Selon le ministère de la Santé, le nombre de cas aurait augmenté de 96% depuis 2010.
“Nous avons touché le fond.” C’est le constat sans appel que fait Alejandro Afani, immunologue chilien, face à la propagation fulgurante du virus du Sida durant ces 7 dernières années à travers le pays. Selon le ministère de la Santé, le nombre de cas aurait augmenté de 96% depuis 2010, passant de 2 968 nouveaux cas en 2010 à 5 816 en 2017. Cette année, plus de 3 500 cas ont déjà été recensés par l’Institut de Santé publique. “Avec ces nouvelles données, nous estimons qu’il y a près de 100 000 personnes atteintes (à travers le pays).” commente Emilio Santelices, le ministère de la Santé, dans les colonnes de la Segunda, précisant que près de 40 000 personnes seraient infectées sans même le savoir. Une croissance exponentielle donc, qui toucherait plus particulièrement les jeunes âgés de 15 à 24 ans.

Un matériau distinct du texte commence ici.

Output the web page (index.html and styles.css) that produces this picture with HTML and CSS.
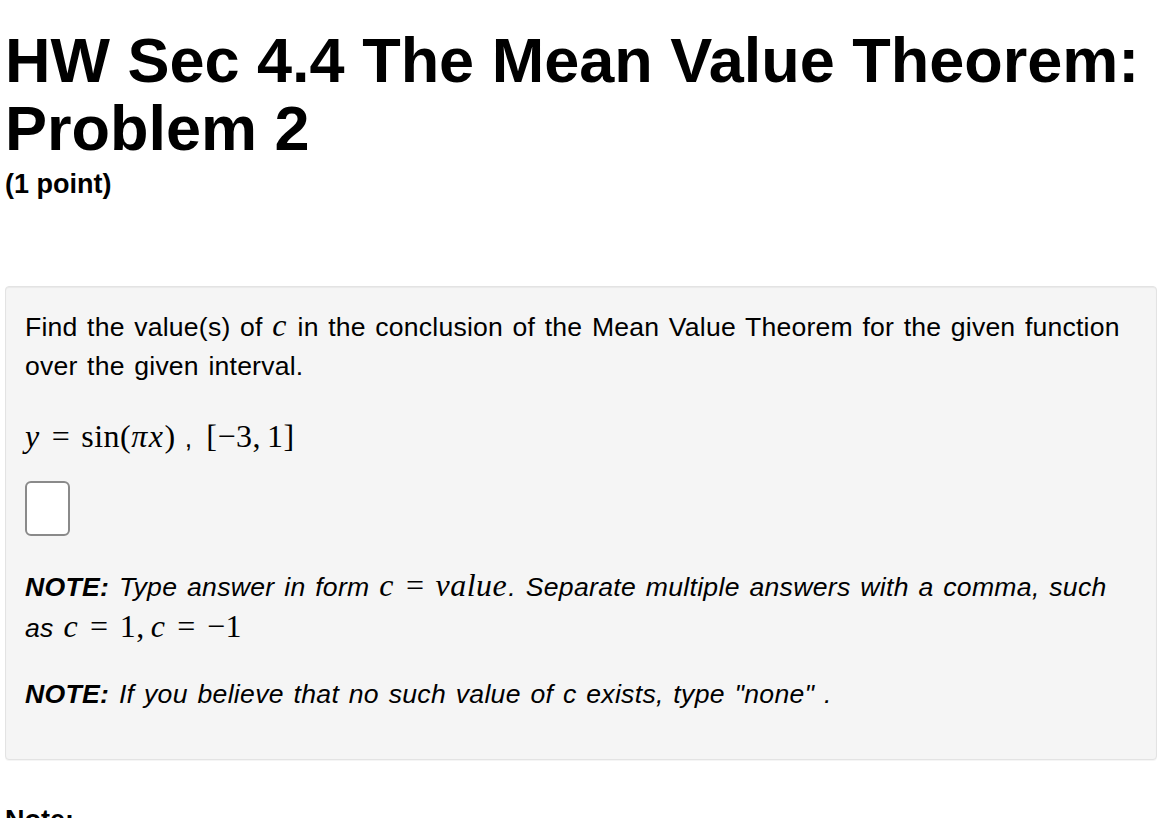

Principal cause : l’impopularité du préservatif qu’au moins 20% des adolescents n'utiliseraient pas, le considérant comme inutile. “Les jeunes ne prennent plus du tout en compte ce risque.” commente le ministre, cette fois-ci sur les ondes de la radio Bio Bio. Mais ce n’est évidemment pas la principale cause de cette recrudescence inédite, dans un pays où, paradoxalement, le PIB brut par habitant est le plus élevé de tout le continent.
Des politiques de santé publiques inefficaces
Comme l’ont rappelé ces dernières années nombreux spécialistes et experts du virus, les autorités chiliennes ont trop longtemps ignoré ce problème de santé publique, omettant de mettre en place des politiques de dépistage et de traitement efficaces. En effet, comme le précise le magazine en ligne Vice, la gratuité des soins et l'accès aux antirétroviraux est garanti par la loi chilienne. En revanche, les traitements disponibles ne sont pas tous conformes aux dernières directives internationales et les pouvoirs publics ne proposent ni méthode de dépistage rapide, ni cliniques ambulantes, des méthodes pourtant répandues, notamment dans certains pays d’Afrique subsaharienne. « Les autorités n'ont pas l'air d'être conscientes de l'époque à laquelle nous vivons, ni du besoin urgent de changer [les choses] au niveau de l'accès au dépistage et au traitement », dénonçait déjà en 2016 Carlos Beltrán, immunologue et directeur de l’association SIDA-Chile.
Une éducation sexuelle inexistante
Côté prévention, le Chili pêche encore avec des campagnes de promotion de l'usage du préservatif peu impactantes. Dans certaines communautés rurales et/ou autochtones, le SIDA ne fait tout simplement pas partie du vocabulaire courant, la maladie y étant complètement méconnue.
Enfin, de façon plus générale, l'éducation sexuelle au Chili est quasi-inexistante. En 2015, l’organisation internationale Planned Parenthood avait même estimé que ce pays, encore largement conservateur, présentait la pire politique de tous les pays d'Amérique latine en la matière. Il n’est en effet pas rare de voir certaines écoles promouvoir l’abstinence en lieu et place d’un enseignement adapté à des adolescents, souvent peu informés. Résultat ? Le nombre de jeunes séropositifs a augmenté de 74% ces 5 dernières années selon un rapport du Ministère de la santé datant de 2016. Hier encore, invité de la chaîne de télévision TVN, le président Sebastian Piñera réaffirmait que ce sont les parents qui sont responsables de l’éducation sexuelle de leurs enfants, reconnaissant toutefois à demi-mot que l’Etat devait aussi y contribuer.
De son côté, Emilio Santelices a assuré cette semaine que la maîtrise du Sida serait la nouvelle priorité de son ministère, précisant qu’un nouveau plan de prévention national sera dévoilé dans les prochains jours. D’ici là, une campagne de dépistage gratuite sera mise en place à travers le pays.